Unlike industrial robots, cobots are typically lightweight and mobile. They can be easily reprogrammed for various grinding projects, reconfigured for multiple different uses, and readily moved around a facility.
Cobots have been shown to grind welds at twice the rate of human operators. Typically, the longer the weld, the greater the in-crease in productivity. Large metal panels and welded structures, for example, can take many hours to grind by hand, so utilizing a cobot yields huge productivity gains.
In general, manufacturers using cobots can see a 50–80% improvement in productivity, as cobots grind according to exact specifications with great accuracy and do so tirelessly without requiring breaks.
Cobots reduce healthcare costs and employee downtime because the machines do not suffer from the repetitive motion injuries or respiratory illnesses that grinding can inflict upon their human counterparts.
Precautions When Using Cobots
Cobots are safe to use for grinding and finishing welds, but safety measures must be in place. Though the cobot does the grinding, humans must load parts and operate the technology.
Users can implement simple safeguards, such as light curtains, motion sensors, or sensor floor pads, that stop the grinding mechanism when it detects human presence within a certain distance.

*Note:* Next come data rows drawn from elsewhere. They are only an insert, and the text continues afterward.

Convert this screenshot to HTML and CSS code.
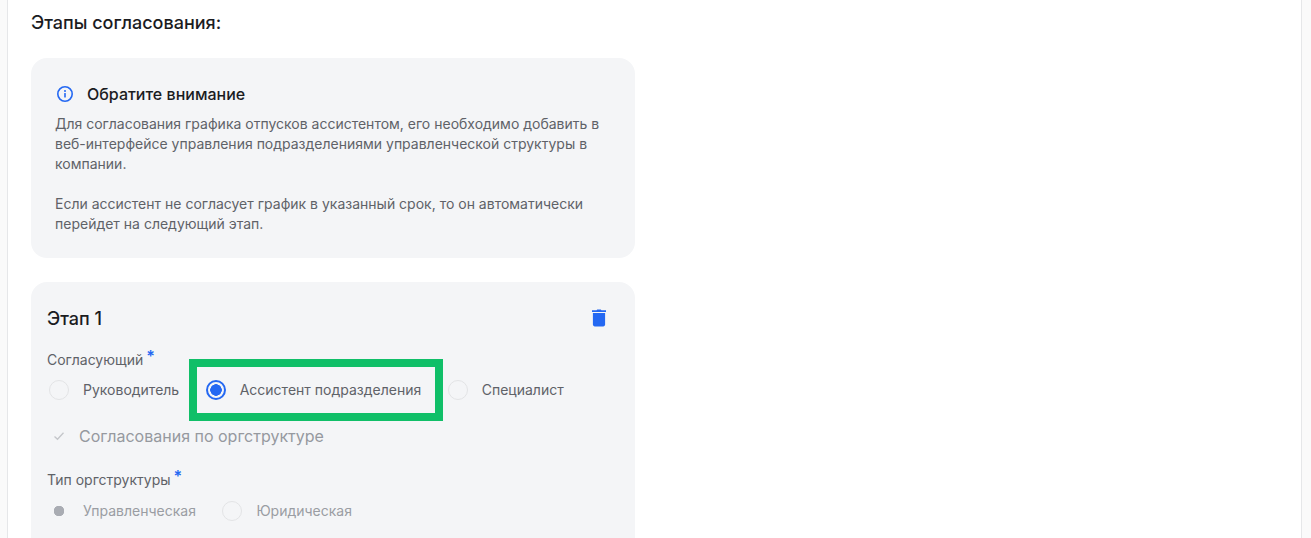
FILE: index.html
```html
<!DOCTYPE html>
<html lang="en">
<head>
  <meta charset="UTF-8">
  <title>Этапы согласования</title>
  <link rel="stylesheet" href="styles.css">
</head>
<body>
  <div class="page">
    <h2 class="title">Этапы согласования:</h2>

    <div class="note">
      <div class="note-head">
        <svg class="note-icon" width="18" height="18" viewBox="0 0 18 18" fill="none">
          <circle cx="9" cy="9" r="7.2" stroke="#2468f2" stroke-width="1.6"/>
          <rect x="8.2" y="8" width="1.6" height="4.6" rx=".5" fill="#2468f2"/>
          <circle cx="9" cy="5.9" r="1" fill="#2468f2"/>
        </svg>
        <span>Обратите внимание</span>
      </div>
      <p>Для согласования графика отпусков ассистентом, его необходимо добавить в веб-интерфейсе управления подразделениями управленческой структуры в компании.</p>
      <p>Если ассистент не согласует график в указанный срок, то он автоматически перейдет на следующий этап.</p>
    </div>

    <div class="stage">
      <div class="stage-head">
        <h3>Этап 1</h3>
        <svg class="trash" width="16" height="18" viewBox="0 0 16 18" fill="#2468f2">
          <path d="M5.6 1.2 6.2.4h3.6l.6.8H15v1.700H1V1.200z"/>
          <path d="M1.900 4h12.200v11.600c0 1.100-.8 1.900-1.900 1.900H3.800c-1.100 0-1.900-.8-1.900-1.900z"/>
        </svg>
      </div>

      <div class="field-label">Согласующий<sup>*</sup></div>
      <div class="radios">
        <label class="radio"><i class="dot"></i>Руководитель</label>
        <label class="radio radio-on"><i class="dot"></i>Ассистент подразделения</label>
        <label class="radio"><i class="dot"></i>Специалист</label>
        <div class="highlight"></div>
      </div>

      <div class="check">
        <svg width="14" height="14" viewBox="0 0 14 14" fill="none">
          <path d="M2.500 7.500 5.500 10.300 11.500 3.800" stroke="#c4c6ca" stroke-width="1.300"/>
        </svg>
        Согласования по оргструктуре
      </div>

      <div class="field-label">Тип оргструктуры<sup>*</sup></div>
      <div class="radios radios-off">
        <label class="radio radio-mark"><i class="dot"></i>Управленческая</label>
        <label class="radio"><i class="dot"></i>Юридическая</label>
      </div>
    </div>
  </div>
</body>
</html>
```

FILE: styles.css
```css
body {
  margin: 0;
  background: #fafafa;
  font-family: Inter, "Noto Sans", sans-serif;
  color: #1b1c1f;
}

.page {
  margin: 0 9px 0 7px;
  height: 538px;
  box-sizing: border-box;
  padding: 12px 23px 0;
  background: #fff;
  border: solid #e6e7e9;
  border-width: 0 1px;
  overflow: hidden;
}

.title {
  margin: 0 0 24px;
  font-size: 18px;
  line-height: 22px;
  font-weight: 500;
}

.note, .stage {
  width: 604px;
  box-sizing: border-box;
  background: #f4f5f7;
  border-radius: 16px;
}

.note {
  height: 200px;
  padding: 26px 24px 0;
  margin-bottom: 24px;
}

.note-head {
  display: flex;
  align-items: center;
  gap: 13px;
  padding-left: 1px;
  font-size: 16px;
  line-height: 20px;
  font-weight: 500;
  margin-bottom: 10px;
}

.note p {
  margin: 0 0 20px;
  font-size: 14px;
  line-height: 20px;
  color: #5f6268;
}

.stage {
  height: 300px;
  padding: 25px 16px 0;
}

.stage-head {
  display: flex;
  justify-content: space-between;
  align-items: center;
  padding-right: 12px;
  margin-bottom: 19px;
}

.stage-head h3 {
  margin: 0;
  font-size: 18px;
  line-height: 24px;
  font-weight: 500;
}

.trash {
  margin-bottom: 2px;
}

.field-label {
  font-size: 14px;
  line-height: 20px;
  color: #5f6268;
}

.field-label sup {
  color: #2468f2;
  font-size: 16px;
  font-weight: 600;
  line-height: 0;
  margin-left: 3px;
  vertical-align: 3px;
}

.radios {
  position: relative;
  display: flex;
  height: 20px;
  margin-top: 10px;
}

.radios-off {
  margin-top: 11px;
}

.radio {
  display: flex;
  align-items: center;
  gap: 14px;
  margin-left: 2px;
  margin-right: 24.500px;
  font-size: 14px;
  line-height: 20px;
  color: #5f6268;
}

.dot {
  width: 20px;
  height: 20px;
  box-sizing: border-box;
  border: 1.500px solid #e3e4e6;
  border-radius: 50%;
}

.radio-on .dot {
  border: 2px solid #2468f2;
  background: radial-gradient(circle, #2468f2 0 5.500px, transparent 6px);
}

.radios-off .radio {
  color: #9a9da3;
}

.radio-mark .dot {
  border: 0;
  background: radial-gradient(circle, #a9acb3 0 5px, transparent 5.500px);
}

/* annotation frame from the screenshot */
.highlight {
  position: absolute;
  left: 142px;
  top: -21px;
  width: 254px;
  height: 62px;
  box-sizing: border-box;
  border: 8px solid #10bf68;
}

.check {
  display: flex;
  align-items: center;
  gap: 13px;
  margin: 26px 0 24px 5px;
  font-size: 16px;
  line-height: 20px;
  color: #96999f;
}
```
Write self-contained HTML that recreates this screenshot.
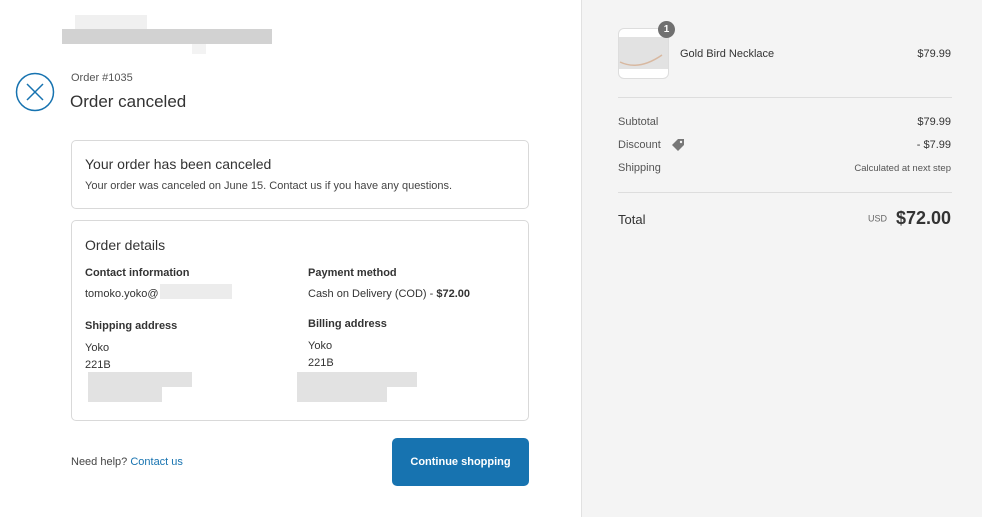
<!DOCTYPE html>
<html><head><meta charset="utf-8"><style>
*{margin:0;padding:0;box-sizing:border-box}
body{width:982px;height:517px;overflow:hidden;background:#fff;font-family:"Liberation Sans",sans-serif;color:#333;position:relative}
.a{position:absolute;white-space:nowrap}
.s{font-size:11px}
.b{font-weight:600}
.box{position:absolute;border:1px solid #d9d9d9;border-radius:5px;background:#fff}
.blk{position:absolute;background:#e2e2e2}
#right{position:absolute;left:581px;top:0;width:401px;height:517px;background:#f4f4f4;border-left:1px solid #e1e1e1}
.r{position:absolute;right:31px;white-space:nowrap;text-align:right}
</style></head><body>
<div class="blk" style="left:62px;top:29px;width:210px;height:15px;background:#d2d2d2"></div>
<div class="blk" style="left:75px;top:15px;width:72px;height:14px;background:#f0f0f0"></div>
<div class="blk" style="left:192px;top:44px;width:14px;height:10px;background:#f3f3f3"></div>

<svg class="a" style="left:15px;top:72px" width="40" height="40" viewBox="0 0 40 40"><circle cx="20" cy="20" r="18.5" fill="none" stroke="#1773b0" stroke-width="1.5"/><path d="M12 12L28 28M28 12L12 28" stroke="#1773b0" stroke-width="1.5"/></svg>
<div class="a s" style="left:71px;top:72px;color:#555">Order #1035</div>
<div class="a" style="left:70px;top:92px;font-size:17px;color:#333">Order canceled</div>

<div class="box" style="left:71px;top:140px;width:458px;height:69px"></div>
<div class="a" style="left:85px;top:156px;font-size:14px">Your order has been canceled</div>
<div class="a s" style="left:85px;top:180px;color:#444">Your order was canceled on June 15. Contact us if you have any questions.</div>

<div class="box" style="left:71px;top:220px;width:458px;height:201px"></div>
<div class="a" style="left:85px;top:237px;font-size:14px">Order details</div>
<div class="a s b" style="left:85px;top:267px">Contact information</div>
<div class="a s" style="left:85px;top:288px">tomoko.yoko@</div>
<div class="blk" style="left:160px;top:284px;width:72px;height:15px;background:#ececec"></div>
<div class="a s b" style="left:85px;top:320px">Shipping address</div>
<div class="a s" style="left:85px;top:342px">Yoko</div>
<div class="a s" style="left:85px;top:359px">221B</div>
<div class="blk" style="left:88px;top:372px;width:104px;height:15px"></div>
<div class="blk" style="left:88px;top:387px;width:74px;height:15px"></div>
<div class="a s b" style="left:308px;top:267px">Payment method</div>
<div class="a s" style="left:308px;top:288px">Cash on Delivery (COD) - <b>$72.00</b></div>
<div class="a s b" style="left:308px;top:318px">Billing address</div>
<div class="a s" style="left:308px;top:340px">Yoko</div>
<div class="a s" style="left:308px;top:357px">221B</div>
<div class="blk" style="left:297px;top:372px;width:120px;height:15px"></div>
<div class="blk" style="left:297px;top:387px;width:90px;height:15px"></div>

<div class="a s" style="left:71px;top:456px;color:#444">Need help? <span style="color:#1773b0">Contact us</span></div>
<div class="a" style="left:392px;top:438px;width:137px;height:48px;background:#1773b0;border-radius:5px;color:#fff;font-size:11px;font-weight:bold;text-align:center;line-height:48px">Continue shopping</div>

<div id="right">
<div class="a" style="left:36px;top:28px;width:51px;height:51px;border:1px solid #ddd;border-radius:6px;background:#fff;overflow:hidden">
<div style="position:absolute;left:0;top:8px;width:51px;height:32px;background:#e2e2e2"></div>
<svg style="position:absolute;left:0;top:0" width="51" height="51"><path d="M1 33 Q20 42 43 26" stroke="#d8b8a0" stroke-width="1.5" fill="none"/></svg>
</div>
<div class="a" style="left:76px;top:21px;width:17px;height:17px;border-radius:50%;background:#707070;color:#fff;font-size:10px;font-weight:bold;text-align:center;line-height:17px">1</div>
<div class="a s" style="left:98px;top:48px">Gold Bird Necklace</div>
<div class="r s" style="top:48px">$79.99</div>
<div class="a" style="left:36px;top:97px;width:334px;height:1px;background:#ddd"></div>
<div class="a s" style="left:36px;top:116px;color:#555">Subtotal</div>
<div class="r s" style="top:116px">$79.99</div>
<div class="a s" style="left:36px;top:139px;color:#555">Discount</div>
<svg class="a" style="left:89px;top:138px" width="14" height="14" viewBox="0 0 14 14"><path d="M1 7 L7 1 H13 V7 L7 13 Z" fill="#777"/><circle cx="10" cy="4" r="1.2" fill="#f4f4f4"/></svg>
<div class="r s" style="top:139px">- $7.99</div>
<div class="a s" style="left:36px;top:162px;color:#555">Shipping</div>
<div class="r" style="top:163px;font-size:9.5px;color:#555">Calculated at next step</div>
<div class="a" style="left:36px;top:192px;width:334px;height:1px;background:#ddd"></div>
<div class="a" style="left:36px;top:212px;font-size:13px">Total</div>
<div class="r" style="top:208px"><span style="font-size:9px;color:#666;vertical-align:middle">USD</span>&nbsp; <span style="font-size:18px;font-weight:bold;vertical-align:middle">$72.00</span></div>
</div>
</body></html>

One prominent oil and gas equipment manufacturing company solved cobot grinding safety concerns by installing a light curtain and a simple enclosure with a single entrance/exit into the cobot workspace. The system was still considered a cobot — lightweight, flexible, mobile, and easy for humans to program and operate — but with added safety features for grinding.
Manufacturers can determine which cobot safety precautions need to be taken to meet their compliance requirements.
Future of Cobot Weld Grinding
Today, cobots offer distinct advantages for weld grinding, especially under uniform, low-variability weld conditions. Welds with high variability, however, present a challenge for current cobot and industrial automation alike. If welds are particularly thick, thin, or nonuniform, robots may have difficulty grinding them to exact specifications.
To grind challenging welds, cobots need sensors to adjust pressure and speed accordingly. Future improvements in sensors and programming, plus advanced 3D scanning, will become more commonplace and allow cobots to better accomplish more diverse welds of higher variability.
Not only do cobots provide efficiency and productivity benefits for weld grinding, but they also help manufacturing operations alleviate labor shortage woes and avoid health problems for their employees.
Material removal at all stages of the manufacturing process is a new and emerging market for cobots that will continue to grow for the foreseeable future. Cobots can already serve to take a manufacturer’s weld grinding from good to great.